▶ **PROBLEM STATEMENT**: Find the lines below that contain the string "this". Copy each one.

▶ **EXTRACTED MATERIAL**:

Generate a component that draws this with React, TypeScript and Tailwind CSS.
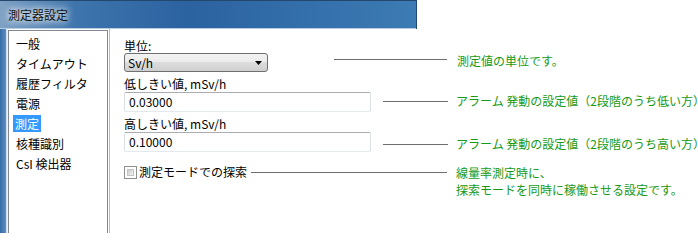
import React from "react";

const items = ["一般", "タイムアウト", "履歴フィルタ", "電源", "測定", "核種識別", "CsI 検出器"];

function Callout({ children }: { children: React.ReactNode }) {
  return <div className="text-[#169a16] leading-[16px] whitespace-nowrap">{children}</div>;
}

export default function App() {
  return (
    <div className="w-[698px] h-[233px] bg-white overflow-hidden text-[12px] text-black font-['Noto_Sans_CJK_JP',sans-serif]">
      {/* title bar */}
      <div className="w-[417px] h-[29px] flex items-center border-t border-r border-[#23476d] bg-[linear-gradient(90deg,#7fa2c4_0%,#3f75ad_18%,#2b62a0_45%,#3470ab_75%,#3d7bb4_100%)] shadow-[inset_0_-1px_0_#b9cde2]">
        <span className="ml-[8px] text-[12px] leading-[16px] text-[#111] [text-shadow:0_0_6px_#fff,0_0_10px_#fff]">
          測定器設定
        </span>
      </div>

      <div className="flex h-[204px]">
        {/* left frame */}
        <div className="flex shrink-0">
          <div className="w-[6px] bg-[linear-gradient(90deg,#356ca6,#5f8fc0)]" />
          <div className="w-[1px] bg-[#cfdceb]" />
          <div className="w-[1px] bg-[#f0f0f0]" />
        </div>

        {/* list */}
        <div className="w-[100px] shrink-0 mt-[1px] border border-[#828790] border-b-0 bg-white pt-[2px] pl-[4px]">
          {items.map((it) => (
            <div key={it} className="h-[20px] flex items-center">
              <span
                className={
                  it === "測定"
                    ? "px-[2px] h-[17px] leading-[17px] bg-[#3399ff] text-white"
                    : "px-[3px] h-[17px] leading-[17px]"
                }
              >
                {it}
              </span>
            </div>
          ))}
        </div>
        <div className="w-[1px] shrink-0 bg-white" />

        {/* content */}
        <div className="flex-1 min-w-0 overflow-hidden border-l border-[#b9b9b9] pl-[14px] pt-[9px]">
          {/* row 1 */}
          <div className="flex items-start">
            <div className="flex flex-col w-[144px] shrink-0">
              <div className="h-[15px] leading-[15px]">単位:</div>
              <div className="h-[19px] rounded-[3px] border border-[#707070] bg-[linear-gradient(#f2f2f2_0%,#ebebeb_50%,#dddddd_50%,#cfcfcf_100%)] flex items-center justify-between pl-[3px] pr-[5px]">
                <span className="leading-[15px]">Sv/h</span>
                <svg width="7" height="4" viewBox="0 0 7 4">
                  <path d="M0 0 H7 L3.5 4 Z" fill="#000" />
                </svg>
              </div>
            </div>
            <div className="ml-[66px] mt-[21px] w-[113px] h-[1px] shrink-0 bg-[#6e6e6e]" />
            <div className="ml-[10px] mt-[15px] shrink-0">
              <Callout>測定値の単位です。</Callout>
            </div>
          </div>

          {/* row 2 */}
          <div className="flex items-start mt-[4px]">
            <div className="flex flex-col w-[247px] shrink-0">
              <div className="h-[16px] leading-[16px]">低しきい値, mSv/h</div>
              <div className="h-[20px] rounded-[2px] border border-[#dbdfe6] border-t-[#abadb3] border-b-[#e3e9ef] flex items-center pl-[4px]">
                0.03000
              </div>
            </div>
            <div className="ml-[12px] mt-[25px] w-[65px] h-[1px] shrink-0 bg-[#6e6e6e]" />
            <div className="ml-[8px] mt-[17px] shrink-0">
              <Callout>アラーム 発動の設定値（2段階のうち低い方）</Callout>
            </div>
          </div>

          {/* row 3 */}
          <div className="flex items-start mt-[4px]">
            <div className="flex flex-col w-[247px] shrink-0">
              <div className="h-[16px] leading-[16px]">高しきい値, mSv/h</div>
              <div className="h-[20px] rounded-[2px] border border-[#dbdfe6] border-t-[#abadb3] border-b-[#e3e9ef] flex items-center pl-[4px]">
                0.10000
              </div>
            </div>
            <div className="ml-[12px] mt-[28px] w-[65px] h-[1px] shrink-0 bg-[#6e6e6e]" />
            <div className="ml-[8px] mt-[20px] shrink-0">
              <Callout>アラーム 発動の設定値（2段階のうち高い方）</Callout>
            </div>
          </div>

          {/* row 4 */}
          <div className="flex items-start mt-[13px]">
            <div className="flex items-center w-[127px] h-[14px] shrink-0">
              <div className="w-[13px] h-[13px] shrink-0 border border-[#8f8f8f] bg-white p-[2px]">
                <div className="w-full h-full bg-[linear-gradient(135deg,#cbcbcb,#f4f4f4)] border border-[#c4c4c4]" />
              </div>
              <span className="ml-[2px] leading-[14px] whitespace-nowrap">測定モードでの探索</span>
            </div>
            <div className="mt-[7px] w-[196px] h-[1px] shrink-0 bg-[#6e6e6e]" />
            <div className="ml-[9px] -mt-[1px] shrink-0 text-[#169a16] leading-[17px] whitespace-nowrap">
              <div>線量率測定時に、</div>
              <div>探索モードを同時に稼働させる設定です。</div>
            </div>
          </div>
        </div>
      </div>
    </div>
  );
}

==

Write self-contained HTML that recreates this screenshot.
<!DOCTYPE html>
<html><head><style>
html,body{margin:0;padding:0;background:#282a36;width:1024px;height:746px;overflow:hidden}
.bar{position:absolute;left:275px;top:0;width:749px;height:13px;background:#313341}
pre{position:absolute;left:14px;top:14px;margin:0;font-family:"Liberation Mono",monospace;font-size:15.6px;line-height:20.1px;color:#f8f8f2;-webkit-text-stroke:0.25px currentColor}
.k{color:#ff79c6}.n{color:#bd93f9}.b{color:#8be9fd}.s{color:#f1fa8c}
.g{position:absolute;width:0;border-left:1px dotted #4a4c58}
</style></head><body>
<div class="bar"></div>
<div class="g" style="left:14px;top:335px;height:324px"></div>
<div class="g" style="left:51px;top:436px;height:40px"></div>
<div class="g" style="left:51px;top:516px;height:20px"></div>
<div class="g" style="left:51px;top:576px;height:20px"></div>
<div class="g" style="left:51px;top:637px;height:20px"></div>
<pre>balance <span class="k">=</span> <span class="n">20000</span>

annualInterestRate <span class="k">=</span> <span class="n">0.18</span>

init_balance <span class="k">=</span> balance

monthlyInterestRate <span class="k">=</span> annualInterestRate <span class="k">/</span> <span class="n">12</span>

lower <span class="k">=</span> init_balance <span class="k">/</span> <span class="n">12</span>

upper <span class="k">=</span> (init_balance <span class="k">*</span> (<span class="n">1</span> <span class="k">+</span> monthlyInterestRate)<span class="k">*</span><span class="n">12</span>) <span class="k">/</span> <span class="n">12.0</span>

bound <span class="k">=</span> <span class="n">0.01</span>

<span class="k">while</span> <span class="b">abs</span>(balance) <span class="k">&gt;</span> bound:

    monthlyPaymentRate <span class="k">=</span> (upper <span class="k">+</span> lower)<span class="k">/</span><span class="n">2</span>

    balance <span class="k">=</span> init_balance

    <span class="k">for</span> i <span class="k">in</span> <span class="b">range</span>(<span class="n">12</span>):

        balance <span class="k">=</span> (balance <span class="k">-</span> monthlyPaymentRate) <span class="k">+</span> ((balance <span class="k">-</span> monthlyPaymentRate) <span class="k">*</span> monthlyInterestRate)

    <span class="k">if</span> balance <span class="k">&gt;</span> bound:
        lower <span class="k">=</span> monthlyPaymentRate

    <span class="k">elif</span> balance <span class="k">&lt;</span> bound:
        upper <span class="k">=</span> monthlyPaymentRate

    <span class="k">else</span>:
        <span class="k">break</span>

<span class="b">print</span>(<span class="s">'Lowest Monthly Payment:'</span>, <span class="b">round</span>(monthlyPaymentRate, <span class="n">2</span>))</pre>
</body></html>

---

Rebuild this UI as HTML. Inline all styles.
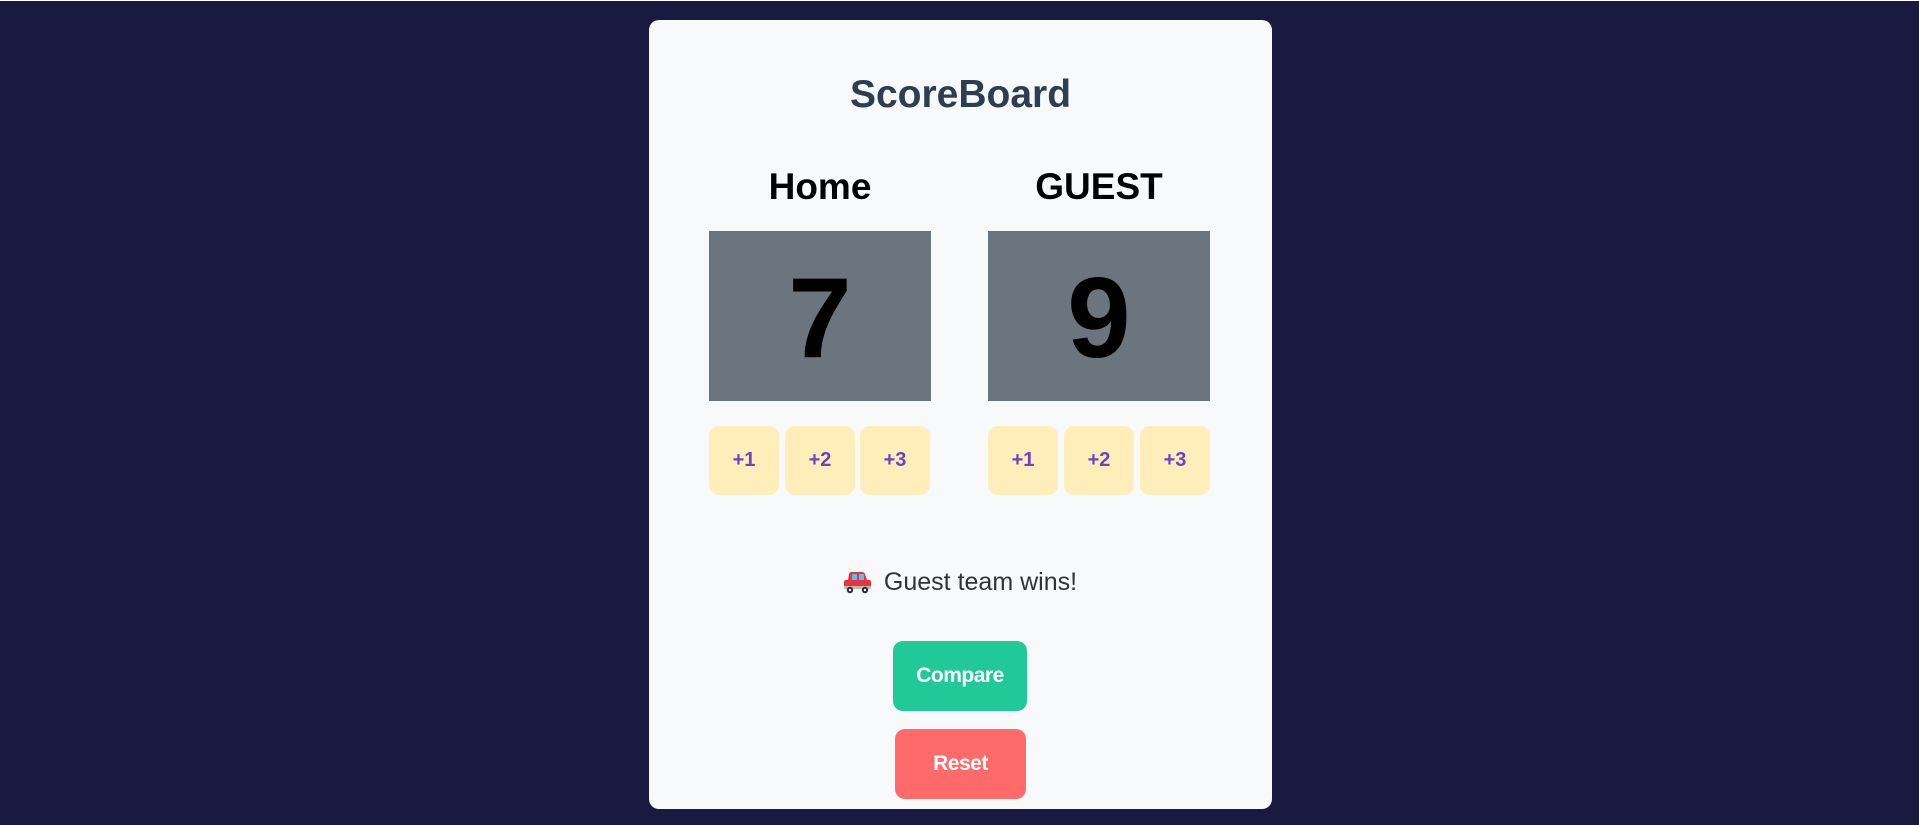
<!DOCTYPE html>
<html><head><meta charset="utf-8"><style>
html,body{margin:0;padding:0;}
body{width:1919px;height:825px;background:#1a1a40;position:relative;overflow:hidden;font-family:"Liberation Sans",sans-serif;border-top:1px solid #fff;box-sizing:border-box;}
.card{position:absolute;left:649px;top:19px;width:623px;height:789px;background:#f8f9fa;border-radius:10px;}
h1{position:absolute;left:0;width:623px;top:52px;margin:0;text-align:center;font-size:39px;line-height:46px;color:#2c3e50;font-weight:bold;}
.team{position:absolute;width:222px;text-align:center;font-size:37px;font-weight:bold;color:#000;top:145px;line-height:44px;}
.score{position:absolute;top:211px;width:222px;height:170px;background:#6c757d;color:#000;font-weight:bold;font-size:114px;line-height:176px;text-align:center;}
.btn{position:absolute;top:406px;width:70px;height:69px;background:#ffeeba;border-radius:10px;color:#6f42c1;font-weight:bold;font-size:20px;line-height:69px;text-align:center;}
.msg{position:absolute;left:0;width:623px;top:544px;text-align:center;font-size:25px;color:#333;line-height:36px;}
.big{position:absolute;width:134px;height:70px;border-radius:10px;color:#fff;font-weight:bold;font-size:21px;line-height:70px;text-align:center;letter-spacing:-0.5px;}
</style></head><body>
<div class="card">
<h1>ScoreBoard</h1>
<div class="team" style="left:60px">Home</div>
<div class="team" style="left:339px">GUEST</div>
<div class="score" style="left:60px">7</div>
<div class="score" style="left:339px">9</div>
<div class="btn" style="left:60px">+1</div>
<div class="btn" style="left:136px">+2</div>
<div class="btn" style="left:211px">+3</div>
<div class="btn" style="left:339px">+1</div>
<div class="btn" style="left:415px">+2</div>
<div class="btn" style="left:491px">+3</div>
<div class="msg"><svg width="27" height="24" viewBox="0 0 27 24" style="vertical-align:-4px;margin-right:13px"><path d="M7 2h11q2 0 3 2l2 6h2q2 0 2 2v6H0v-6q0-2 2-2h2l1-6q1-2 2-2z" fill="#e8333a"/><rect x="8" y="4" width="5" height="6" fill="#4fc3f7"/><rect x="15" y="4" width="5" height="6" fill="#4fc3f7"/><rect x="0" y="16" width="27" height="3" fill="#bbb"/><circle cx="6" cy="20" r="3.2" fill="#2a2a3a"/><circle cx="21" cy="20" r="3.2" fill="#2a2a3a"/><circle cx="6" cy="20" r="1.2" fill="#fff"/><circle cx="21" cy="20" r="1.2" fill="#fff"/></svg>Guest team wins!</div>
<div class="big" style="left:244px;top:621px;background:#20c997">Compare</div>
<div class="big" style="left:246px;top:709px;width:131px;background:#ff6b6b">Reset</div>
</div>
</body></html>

▶ **REPLY TO THE TASK**:
Generate a component that draws this with React, TypeScript and Tailwind CSS.
Write self-contained HTML that recreates this screenshot.
Rebuild this UI as HTML. Inline all styles.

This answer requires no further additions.